Holding — Groner, J.
- The U.S. District Court for the Eastern District of Virginia held that the libel was improvidently brought, as the master's letter did not constitute an unequivocal refusal to perform the contract.
Rule
- A party may not treat a contract as breached without an unequivocal refusal to perform communicated by the other party.
Reasoning
- The U.S. District Court for the Eastern District of Virginia reasoned that for a party to claim a breach of contract, the refusal to perform must be unequivocal and clearly communicated.
- The court compared the master's letter to previous case law, concluding that it only expressed an opinion regarding the contract's validity due to the delays in loading and did not constitute a definitive refusal to accept the cargo.
- The court highlighted that the parties continued to negotiate and ultimately agreed to load the cargo under a new arrangement, which demonstrated that they did not intend to terminate the original contract.
- It also noted that any delay in loading was not solely the responsibility of the ship owner, as the coal company had also contributed to the delays.
- Thus, the court found that the initial communication from the master was not a breach of the contractual obligations, and the subsequent actions indicated a willingness to fulfill the contract terms.
Deep Dive: How the Court Reached Its Decision
Court's Determination of Refusal
The court analyzed whether the master's letter constituted an unequivocal refusal to perform the charter party as claimed by the Consolidated Coal Company. The judge emphasized that a refusal must be both clear and communicated directly to the other party to justify a breach of contract claim. In comparing the master's communication to prior case law, particularly citing Dingley v. Oler, the court noted that the language used in the letter did not demonstrate a definitive refusal to accept the cargo but rather expressed an opinion regarding the validity of the charter due to loading delays. The court concluded that the master's notice indicated concerns about the contract's validity and did not amount to an outright rejection of the charter party. Additionally, it observed that the parties continued discussions and negotiations, which further indicated that they did not intend to terminate the original agreement. Overall, the court determined that the master's letter was more of a cautionary statement rather than an unequivocal repudiation of the contract. The lack of definitive refusal in the letter was pivotal in the court's reasoning for dismissing the libel as unsubstantiated.
Subsequent Actions and Negotiations
The court considered the subsequent actions taken by both parties after the master's notice, which illustrated that the situation was complex and not a straightforward refusal. After the initial communication, negotiations continued, culminating in an offer from the Consolidated Coal Company to load the cargo on September 22. This offer explicitly stated that upon the withdrawal of the cancellation notice, the libel would be dismissed, indicating that the parties were actively seeking to resolve the issue rather than terminating the contract. The eventual agreement to load the cargo under a new arrangement, albeit at a different freight rate, demonstrated that both parties were willing to fulfill their obligations under the original charter. The court noted that the actions taken by the parties after the master's letter contradicted the claim that the charter party had been definitively voided. By agreeing to load the cargo and negotiate new terms, the parties showed an intention to honor the original contract, further supporting the court’s conclusion that there was no unequivocal refusal to perform. Thus, the ongoing negotiations were critical in determining that the libel was improvidently brought.

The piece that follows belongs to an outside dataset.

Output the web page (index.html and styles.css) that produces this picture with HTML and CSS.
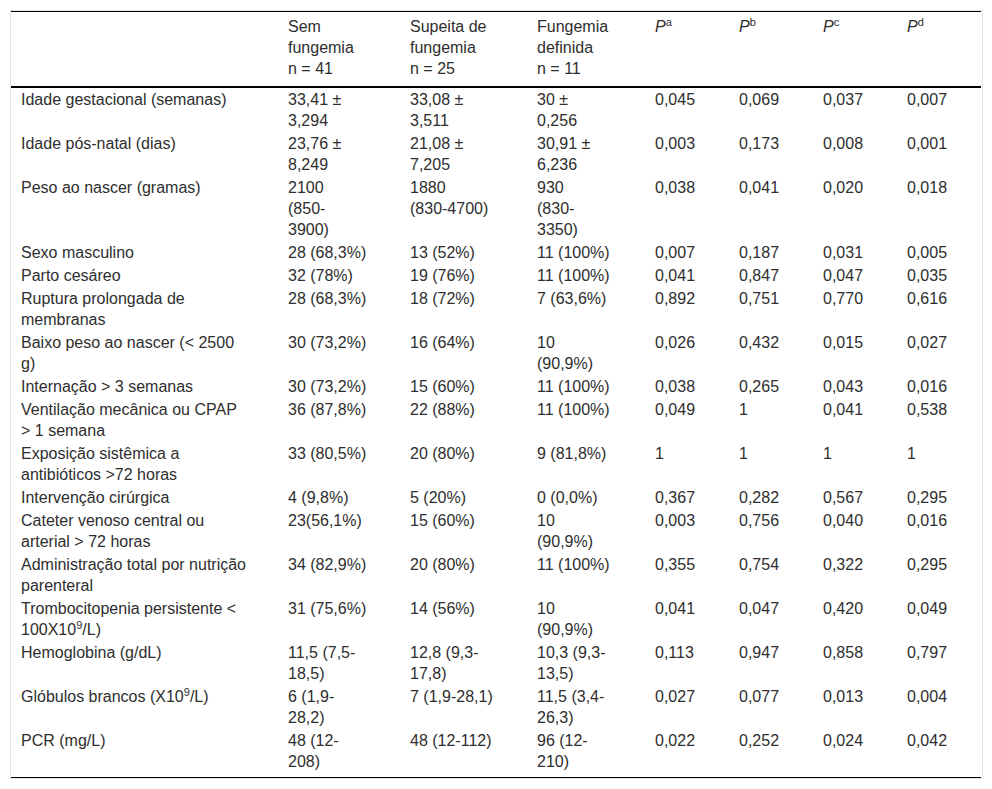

Impact of Delays on Contractual Obligations
The court also examined the reasons behind the delays in loading the coal and how they related to the contractual obligations outlined in the charter party. Specifically, it analyzed paragraph 3 of the charter, which stipulated that the charter could become void if loading did not commence within six days after the vessel was ready. The judge noted that while an embargo was in place affecting coal transportation, it did not apply to the libelant's shipments, as their coal was consistently transported without interruption. The court found that the delays were not solely attributable to the ship owner but involved factors related to the libelant's own actions and the overall logistics of coal delivery. The absence of a true "stoppage" of coal deliveries indicated that the conditions necessary to void the charter due to delays had not been met. The court reasoned that the delays were a result of a misunderstanding rather than an outright breach, allowing both parties to complete the loading and delivery of the coal as initially intended. This further reinforced the court's decision to dismiss the libel, as the evidence did not support the notion of a breach of contract.
Equity and Fairness in Rulings
In its ruling, the court emphasized the importance of equity and fairness between the parties involved. It acknowledged that while the libelant had acted on the assumption that the charter was void based on the master's letter, the subsequent actions revealed a mutual intent to fulfill the original contract. The judge pointed out that it would be inequitable to hold that a misunderstanding led to an unjustified cancellation of the contract when both parties had continued to engage in negotiations and ultimately reached an agreement to load the cargo. The court highlighted that the original contract's terms had been largely honored, except for a minor adjustment to the freight rate due to the circumstances surrounding the negotiations. By allowing the parties to amend their pleadings and recognize the continuation of the contract under modified terms, the court sought to restore balance and fairness in the outcome. The focus on equitable resolution demonstrated the court's commitment to ensuring that neither party would suffer undue losses due to misunderstandings or miscommunications. Thus, the equitable considerations played a significant role in shaping the court's final decision.
Conclusion and Final Orders
Ultimately, the court concluded that the libel was improvidently brought, and it dismissed the case based on the findings regarding the master's letter and the subsequent negotiations. The court held that the letter did not constitute an unequivocal refusal to perform the charter party, and the ongoing discussions indicated that both parties intended to fulfill their obligations. The judge ordered that each party might amend their pleadings to reflect the actual circumstances and agreements reached during the negotiations. The final decree included provisions for the respondent to recover costs, including the bond for the vessel's release, while the libelant would be entitled to recover any additional freight paid over the original rate, minus any relevant demurrage. This ruling effectively placed the parties back in their original positions, recognizing the importance of the contractual relationship while addressing the consequences of their actions during the dispute. The court's decision underscored the principle that parties must engage in clear communication to avoid misunderstandings that could lead to premature claims of breach.